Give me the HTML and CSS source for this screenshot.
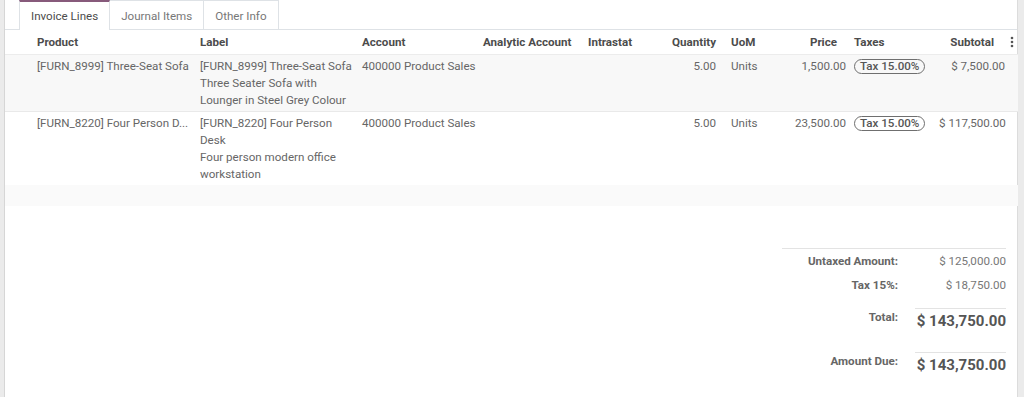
FILE: index.html
```html
<!DOCTYPE html>
<html>
<head>
<meta charset="utf-8">
<link rel="stylesheet" href="styles.css">
</head>
<body>
<div class="sheet">
  <ul class="tabs">
    <li class="tab active">Invoice Lines</li>
    <li class="tab">Journal Items</li>
    <li class="tab">Other Info</li>
  </ul>
  <table class="lines">
    <colgroup>
      <col class="c-handle"><col class="c-product"><col class="c-label"><col class="c-account"><col class="c-analytic"><col class="c-intrastat"><col class="c-qty"><col class="c-uom"><col class="c-price"><col class="c-taxes"><col class="c-subtotal"><col class="c-opt">
    </colgroup>
    <thead>
      <tr>
        <th></th>
        <th>Product</th>
        <th>Label</th>
        <th>Account</th>
        <th>Analytic Account</th>
        <th>Intrastat</th>
        <th class="num">Quantity</th>
        <th class="uom">UoM</th>
        <th class="num hprice">Price</th>
        <th>Taxes</th>
        <th class="num hsub">Subtotal</th>
        <th class="opt"><svg width="4" height="12" viewBox="0 0 4 12"><circle cx="2" cy="2" r="1.3" fill="#555"/><circle cx="2" cy="6" r="1.3" fill="#555"/><circle cx="2" cy="10" r="1.3" fill="#555"/></svg></th>
      </tr>
    </thead>
    <tbody>
      <tr class="row shaded">
        <td></td>
        <td class="trunc">[FURN_8999] Three-Seat Sofa</td>
        <td>[FURN_8999] Three-Seat Sofa<br>Three Seater Sofa with<br>Lounger in Steel Grey Colour</td>
        <td>400000 Product Sales</td>
        <td></td>
        <td></td>
        <td class="num">5.00</td>
        <td class="uom">Units</td>
        <td class="num">1,500.00</td>
        <td><span class="badge">Tax 15.00%</span></td>
        <td class="num">$ 7,500.00</td>
        <td></td>
      </tr>
      <tr class="row second">
        <td></td>
        <td class="trunc">[FURN_8220] Four Person D...</td>
        <td>[FURN_8220] Four Person<br>Desk<br>Four person modern office<br>workstation</td>
        <td>400000 Product Sales</td>
        <td></td>
        <td></td>
        <td class="num">5.00</td>
        <td class="uom">Units</td>
        <td class="num">23,500.00</td>
        <td><span class="badge">Tax 15.00%</span></td>
        <td class="num">$ 117,500.00</td>
        <td></td>
      </tr>
      <tr class="empty"><td colspan="12"></td></tr>
    </tbody>
  </table>
  <div class="totals">
    <div class="trow first">
      <div class="tlabel">Untaxed Amount:</div>
      <div class="tval">$ 125,000.00</div>
    </div>
    <div class="trow">
      <div class="tlabel">Tax 15%:</div>
      <div class="tval">$ 18,750.00</div>
    </div>
    <div class="trow big total">
      <div class="tlabel">Total:</div>
      <div class="tval">$ 143,750.00</div>
    </div>
    <div class="trow big due">
      <div class="tlabel">Amount Due:</div>
      <div class="tval">$ 143,750.00</div>
    </div>
  </div>
</div>
</body>
</html>
```

FILE: styles.css
```css
html, body {
  margin: 0;
  padding: 0;
  height: 100%;
}
body {
  background: #ebebeb;
  font-family: Roboto, "Liberation Sans", Arial, sans-serif;
  font-size: 11.6px;
  color: #666666;
  overflow: hidden;
}
.sheet {
  margin: 0 6px 0 4px;
  background: #ffffff;
  border-left: 1px solid #d6d6d6;
  border-right: 1px solid #dcdcdc;
  height: 100%;
  box-sizing: border-box;
}
.tabs {
  list-style: none;
  margin: 0;
  padding: 0 0 0 14px;
  display: flex;
  align-items: flex-start;
  border-bottom: 1px solid #dee2e6;
  height: 29px;
}
.tab {
  padding: 0 11px;
  height: 29px;
  line-height: 30px;
  box-sizing: border-box;
  border: 1px solid #dee2e6;
  border-left: none;
  border-bottom: none;
  color: #777777;
  background: #ffffff;
  white-space: nowrap;
}
.tab.active {
  border-left: 1px solid #dee2e6;
  border-top: 2px solid #875a7b;
  line-height: 28px;
  height: 30px;
  color: #4c4c4c;
}
.lines {
  width: 1013px;
  table-layout: fixed;
  border-collapse: collapse;
}
.c-handle { width: 28px; }
.c-product { width: 163px; }
.c-label { width: 162px; }
.c-account { width: 121px; }
.c-analytic { width: 105px; }
.c-intrastat { width: 70px; }
.c-qty { width: 66px; }
.c-uom { width: 70px; }
.c-price { width: 60px; }
.c-taxes { width: 85px; }
.c-subtotal { width: 74px; }
.c-opt { width: 9px; }
.lines th {
  text-align: left;
  font-weight: bold;
  color: #4c4c4c;
  height: 24px;
  padding: 0 4px;
  white-space: nowrap;
  border-bottom: 1px solid #ececec;
}
.lines th.opt {
  padding: 0;
  text-align: left;
}
.lines th.opt svg {
  display: block;
  margin-left: 1px;
}
.lines td {
  padding: 3px 4px 2px;
  vertical-align: top;
  line-height: 17px;
  white-space: nowrap;
}
.lines td.trunc {
  overflow: hidden;
  text-overflow: ellipsis;
}
.lines .num { text-align: right; }
.lines .uom { padding-left: 11px; }
.lines th.hprice { padding-right: 13px; }
.lines th.hsub { padding-right: 15px; }
.row.shaded td { background: #f8f8f8; }
.row td { border-bottom: 1px solid #e9e9e9; }
.row.second td { padding-top: 3px; padding-bottom: 2px; border-bottom: none; }
.badge {
  display: inline-block;
  border: 1.5px solid #6f6f6f;
  border-radius: 9px;
  padding: 0 5px;
  line-height: 13px;
  color: #555555;
  font-weight: 500;
}
.empty td {
  height: 21px;
  background: #fafafa;
  padding: 0;
  border: none;
}
.totals {
  width: 224px;
  margin: 42px 11px 0 auto;
  border-top: 1px solid #e3e3e3;
}
.trow {
  display: flex;
  align-items: flex-start;
}
.tlabel {
  width: 116px;
  text-align: right;
  font-weight: bold;
  color: #666666;
  line-height: 24px;
}
.tval {
  flex: 1;
  margin-left: 17px;
  text-align: right;
  line-height: 24px;
  color: #777777;
}
.trow.big .tval {
  border-top: 1px solid #e3e3e3;
  font-size: 15px;
  font-weight: bold;
  color: #555555;
  line-height: 22px;
  padding-top: 1px;
}
.trow.big .tlabel {
  line-height: 16px;
}
.trow.total { margin-top: 11px; }
.trow.total .tlabel { padding-top: 1px; }
.trow.due { margin-top: 20px; }
.trow.due .tlabel { padding-top: 1px; }
```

* [EXERCISE DETAILS]: Images should not appear in the copy; retype the listing above exactly.

* [TASK ANSWER]:
Give me the HTML and CSS source for this screenshot.
FILE: index.html
```html
<!DOCTYPE html>
<html>
<head>
<meta charset="utf-8">
<link rel="stylesheet" href="styles.css">
</head>
<body>
<div class="sheet">
  <ul class="tabs">
    <li class="tab active">Invoice Lines</li>
    <li class="tab">Journal Items</li>
    <li class="tab">Other Info</li>
  </ul>
  <table class="lines">
    <colgroup>
      <col class="c-handle"><col class="c-product"><col class="c-label"><col class="c-account"><col class="c-analytic"><col class="c-intrastat"><col class="c-qty"><col class="c-uom"><col class="c-price"><col class="c-taxes"><col class="c-subtotal"><col class="c-opt">
    </colgroup>
    <thead>
      <tr>
        <th></th>
        <th>Product</th>
        <th>Label</th>
        <th>Account</th>
        <th>Analytic Account</th>
        <th>Intrastat</th>
        <th class="num">Quantity</th>
        <th class="uom">UoM</th>
        <th class="num hprice">Price</th>
        <th>Taxes</th>
        <th class="num hsub">Subtotal</th>
        <th class="opt"><svg width="4" height="12" viewBox="0 0 4 12"><circle cx="2" cy="2" r="1.3" fill="#555"/><circle cx="2" cy="6" r="1.3" fill="#555"/><circle cx="2" cy="10" r="1.3" fill="#555"/></svg></th>
      </tr>
    </thead>
    <tbody>
      <tr class="row shaded">
        <td></td>
        <td class="trunc">[FURN_8999] Three-Seat Sofa</td>
        <td>[FURN_8999] Three-Seat Sofa<br>Three Seater Sofa with<br>Lounger in Steel Grey Colour</td>
        <td>400000 Product Sales</td>
        <td></td>
        <td></td>
        <td class="num">5.00</td>
        <td class="uom">Units</td>
        <td class="num">1,500.00</td>
        <td><span class="badge">Tax 15.00%</span></td>
        <td class="num">$ 7,500.00</td>
        <td></td>
      </tr>
      <tr class="row second">
        <td></td>
        <td class="trunc">[FURN_8220] Four Person D...</td>
        <td>[FURN_8220] Four Person<br>Desk<br>Four person modern office<br>workstation</td>
        <td>400000 Product Sales</td>
        <td></td>
        <td></td>
        <td class="num">5.00</td>
        <td class="uom">Units</td>
        <td class="num">23,500.00</td>
        <td><span class="badge">Tax 15.00%</span></td>
        <td class="num">$ 117,500.00</td>
        <td></td>
      </tr>
      <tr class="empty"><td colspan="12"></td></tr>
    </tbody>
  </table>
  <div class="totals">
    <div class="trow first">
      <div class="tlabel">Untaxed Amount:</div>
      <div class="tval">$ 125,000.00</div>
    </div>
    <div class="trow">
      <div class="tlabel">Tax 15%:</div>
      <div class="tval">$ 18,750.00</div>
    </div>
    <div class="trow big total">
      <div class="tlabel">Total:</div>
      <div class="tval">$ 143,750.00</div>
    </div>
    <div class="trow big due">
      <div class="tlabel">Amount Due:</div>
      <div class="tval">$ 143,750.00</div>
    </div>
  </div>
</div>
</body>
</html>
```

FILE: styles.css
```css
html, body {
  margin: 0;
  padding: 0;
  height: 100%;
}
body {
  background: #ebebeb;
  font-family: Roboto, "Liberation Sans", Arial, sans-serif;
  font-size: 11.6px;
  color: #666666;
  overflow: hidden;
}
.sheet {
  margin: 0 6px 0 4px;
  background: #ffffff;
  border-left: 1px solid #d6d6d6;
  border-right: 1px solid #dcdcdc;
  height: 100%;
  box-sizing: border-box;
}
.tabs {
  list-style: none;
  margin: 0;
  padding: 0 0 0 14px;
  display: flex;
  align-items: flex-start;
  border-bottom: 1px solid #dee2e6;
  height: 29px;
}
.tab {
  padding: 0 11px;
  height: 29px;
  line-height: 30px;
  box-sizing: border-box;
  border: 1px solid #dee2e6;
  border-left: none;
  border-bottom: none;
  color: #777777;
  background: #ffffff;
  white-space: nowrap;
}
.tab.active {
  border-left: 1px solid #dee2e6;
  border-top: 2px solid #875a7b;
  line-height: 28px;
  height: 30px;
  color: #4c4c4c;
}
.lines {
  width: 1013px;
  table-layout: fixed;
  border-collapse: collapse;
}
.c-handle { width: 28px; }
.c-product { width: 163px; }
.c-label { width: 162px; }
.c-account { width: 121px; }
.c-analytic { width: 105px; }
.c-intrastat { width: 70px; }
.c-qty { width: 66px; }
.c-uom { width: 70px; }
.c-price { width: 60px; }
.c-taxes { width: 85px; }
.c-subtotal { width: 74px; }
.c-opt { width: 9px; }
.lines th {
  text-align: left;
  font-weight: bold;
  color: #4c4c4c;
  height: 24px;
  padding: 0 4px;
  white-space: nowrap;
  border-bottom: 1px solid #ececec;
}
.lines th.opt {
  padding: 0;
  text-align: left;
}
.lines th.opt svg {
  display: block;
  margin-left: 1px;
}
.lines td {
  padding: 3px 4px 2px;
  vertical-align: top;
  line-height: 17px;
  white-space: nowrap;
}
.lines td.trunc {
  overflow: hidden;
  text-overflow: ellipsis;
}
.lines .num { text-align: right; }
.lines .uom { padding-left: 11px; }
.lines th.hprice { padding-right: 13px; }
.lines th.hsub { padding-right: 15px; }
.row.shaded td { background: #f8f8f8; }
.row td { border-bottom: 1px solid #e9e9e9; }
.row.second td { padding-top: 3px; padding-bottom: 2px; border-bottom: none; }
.badge {
  display: inline-block;
  border: 1.5px solid #6f6f6f;
  border-radius: 9px;
  padding: 0 5px;
  line-height: 13px;
  color: #555555;
  font-weight: 500;
}
.empty td {
  height: 21px;
  background: #fafafa;
  padding: 0;
  border: none;
}
.totals {
  width: 224px;
  margin: 42px 11px 0 auto;
  border-top: 1px solid #e3e3e3;
}
.trow {
  display: flex;
  align-items: flex-start;
}
.tlabel {
  width: 116px;
  text-align: right;
  font-weight: bold;
  color: #666666;
  line-height: 24px;
}
.tval {
  flex: 1;
  margin-left: 17px;
  text-align: right;
  line-height: 24px;
  color: #777777;
}
.trow.big .tval {
  border-top: 1px solid #e3e3e3;
  font-size: 15px;
  font-weight: bold;
  color: #555555;
  line-height: 22px;
  padding-top: 1px;
}
.trow.big .tlabel {
  line-height: 16px;
}
.trow.total { margin-top: 11px; }
.trow.total .tlabel { padding-top: 1px; }
.trow.due { margin-top: 20px; }
.trow.due .tlabel { padding-top: 1px; }
```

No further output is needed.